Instructions for the task: Do not copy the pictures; transcribe all other material exactly.

Dataset section:
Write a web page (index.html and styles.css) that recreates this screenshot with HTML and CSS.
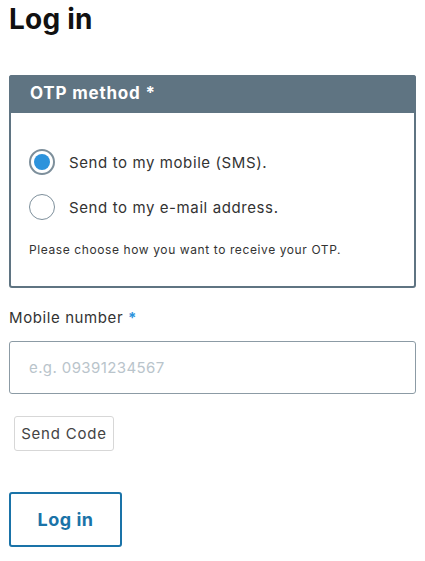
FILE: index.html
```html
<!DOCTYPE html>
<html lang="en">
<head>
<meta charset="utf-8">
<title>Log in</title>
<link rel="stylesheet" href="styles.css">
</head>
<body>
<main class="page">
  <h1 class="title">Log in</h1>
  <fieldset class="otp">
    <legend class="otp-head">OTP method *</legend>
    <div class="otp-body">
      <label class="radio-row">
        <span class="radio checked"><span class="dot"></span></span>
        <span class="radio-label">Send to my mobile (SMS).</span>
      </label>
      <label class="radio-row">
        <span class="radio"></span>
        <span class="radio-label">Send to my e-mail address.</span>
      </label>
      <p class="help">Please choose how you want to receive your OTP.</p>
    </div>
  </fieldset>
  <div class="field">
    <label class="field-label">Mobile number <span class="req">*</span></label>
    <div class="input"><span class="placeholder">e.g. 09391234567</span></div>
  </div>
  <div class="send-wrap"><button class="send-btn">Send Code</button></div>
  <button class="login-btn">Log in</button>
</main>
</body>
</html>
```
FILE: styles.css
```css
html, body { margin: 0; padding: 0; background: #fff; }
body { font-family: "Inter", "Liberation Sans", sans-serif; color: #333; }
.page { padding: 0 9px; }
.title { margin: 0; padding-top: 4px; font-size: 28px; font-weight: 700; color: #111; line-height: 30px; letter-spacing: 0.2px; }
.otp { margin: 41px 0 0; padding: 0; border: 2px solid #5f7482; border-radius: 3px; min-width: 0; position: relative; padding-top: 36px; }
.otp-head { position: absolute; top: -2px; left: -2px; right: -2px; height: 38px; box-sizing: border-box; background: #5f7482; color: #fff; font-weight: 700; font-size: 17px; padding: 0 0 0 21px; line-height: 36px; border-radius: 3px 3px 0 0; letter-spacing: 0.8px; }
.otp-body { padding: 36px 19px 29px 18px; }
.radio-row { display: flex; align-items: center; gap: 14px; height: 26px; margin-bottom: 19px; }
.radio { width: 26px; height: 26px; box-sizing: border-box; border: 1px solid #7d8f9b; border-radius: 50%; display: flex; align-items: center; justify-content: center; flex: none; }
.radio.checked { border: 2px solid #7d8f9b; }
.dot { width: 16px; height: 16px; border-radius: 50%; background: #2d93dc; }
.radio-label { font-size: 15px; color: #333; letter-spacing: 0.6px; }
.help { margin: 0; padding-top: 3px; font-size: 12px; color: #333; letter-spacing: 0.6px; }
.field { margin-top: 20px; }
.field-label { display: block; font-size: 15px; color: #333; line-height: 20px; letter-spacing: 0.6px; }
.req { color: #2d93dc; font-weight: 700; }
.input { margin-top: 13px; height: 53px; box-sizing: border-box; border: 1px solid #8c9ba5; border-radius: 3px; display: flex; align-items: center; padding-left: 19px; }
.placeholder { font-size: 15px; color: #b9c4cb; letter-spacing: 0.4px; }
.send-wrap { margin-top: 22px; padding-left: 5px; }
.send-btn { font-family: inherit; height: 35px; width: 100px; background: #fff; border: 1px solid #d7d7d7; border-radius: 3px; font-size: 15px; color: #444; padding: 0; letter-spacing: 0.8px; }
.login-btn { display: block; margin-top: 41px; width: 113px; height: 55px; background: #fff; border: 2px solid #1a73a8; border-radius: 3px; font-family: inherit; font-size: 18px; font-weight: 700; color: #1a73a8; padding: 0; letter-spacing: 0.5px; }
```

Full output:
Write a web page (index.html and styles.css) that recreates this screenshot with HTML and CSS.
FILE: index.html
```html
<!DOCTYPE html>
<html lang="en">
<head>
<meta charset="utf-8">
<title>Log in</title>
<link rel="stylesheet" href="styles.css">
</head>
<body>
<main class="page">
  <h1 class="title">Log in</h1>
  <fieldset class="otp">
    <legend class="otp-head">OTP method *</legend>
    <div class="otp-body">
      <label class="radio-row">
        <span class="radio checked"><span class="dot"></span></span>
        <span class="radio-label">Send to my mobile (SMS).</span>
      </label>
      <label class="radio-row">
        <span class="radio"></span>
        <span class="radio-label">Send to my e-mail address.</span>
      </label>
      <p class="help">Please choose how you want to receive your OTP.</p>
    </div>
  </fieldset>
  <div class="field">
    <label class="field-label">Mobile number <span class="req">*</span></label>
    <div class="input"><span class="placeholder">e.g. 09391234567</span></div>
  </div>
  <div class="send-wrap"><button class="send-btn">Send Code</button></div>
  <button class="login-btn">Log in</button>
</main>
</body>
</html>
```
FILE: styles.css
```css
html, body { margin: 0; padding: 0; background: #fff; }
body { font-family: "Inter", "Liberation Sans", sans-serif; color: #333; }
.page { padding: 0 9px; }
.title { margin: 0; padding-top: 4px; font-size: 28px; font-weight: 700; color: #111; line-height: 30px; letter-spacing: 0.2px; }
.otp { margin: 41px 0 0; padding: 0; border: 2px solid #5f7482; border-radius: 3px; min-width: 0; position: relative; padding-top: 36px; }
.otp-head { position: absolute; top: -2px; left: -2px; right: -2px; height: 38px; box-sizing: border-box; background: #5f7482; color: #fff; font-weight: 700; font-size: 17px; padding: 0 0 0 21px; line-height: 36px; border-radius: 3px 3px 0 0; letter-spacing: 0.8px; }
.otp-body { padding: 36px 19px 29px 18px; }
.radio-row { display: flex; align-items: center; gap: 14px; height: 26px; margin-bottom: 19px; }
.radio { width: 26px; height: 26px; box-sizing: border-box; border: 1px solid #7d8f9b; border-radius: 50%; display: flex; align-items: center; justify-content: center; flex: none; }
.radio.checked { border: 2px solid #7d8f9b; }
.dot { width: 16px; height: 16px; border-radius: 50%; background: #2d93dc; }
.radio-label { font-size: 15px; color: #333; letter-spacing: 0.6px; }
.help { margin: 0; padding-top: 3px; font-size: 12px; color: #333; letter-spacing: 0.6px; }
.field { margin-top: 20px; }
.field-label { display: block; font-size: 15px; color: #333; line-height: 20px; letter-spacing: 0.6px; }
.req { color: #2d93dc; font-weight: 700; }
.input { margin-top: 13px; height: 53px; box-sizing: border-box; border: 1px solid #8c9ba5; border-radius: 3px; display: flex; align-items: center; padding-left: 19px; }
.placeholder { font-size: 15px; color: #b9c4cb; letter-spacing: 0.4px; }
.send-wrap { margin-top: 22px; padding-left: 5px; }
.send-btn { font-family: inherit; height: 35px; width: 100px; background: #fff; border: 1px solid #d7d7d7; border-radius: 3px; font-size: 15px; color: #444; padding: 0; letter-spacing: 0.8px; }
.login-btn { display: block; margin-top: 41px; width: 113px; height: 55px; background: #fff; border: 2px solid #1a73a8; border-radius: 3px; font-family: inherit; font-size: 18px; font-weight: 700; color: #1a73a8; padding: 0; letter-spacing: 0.5px; }
```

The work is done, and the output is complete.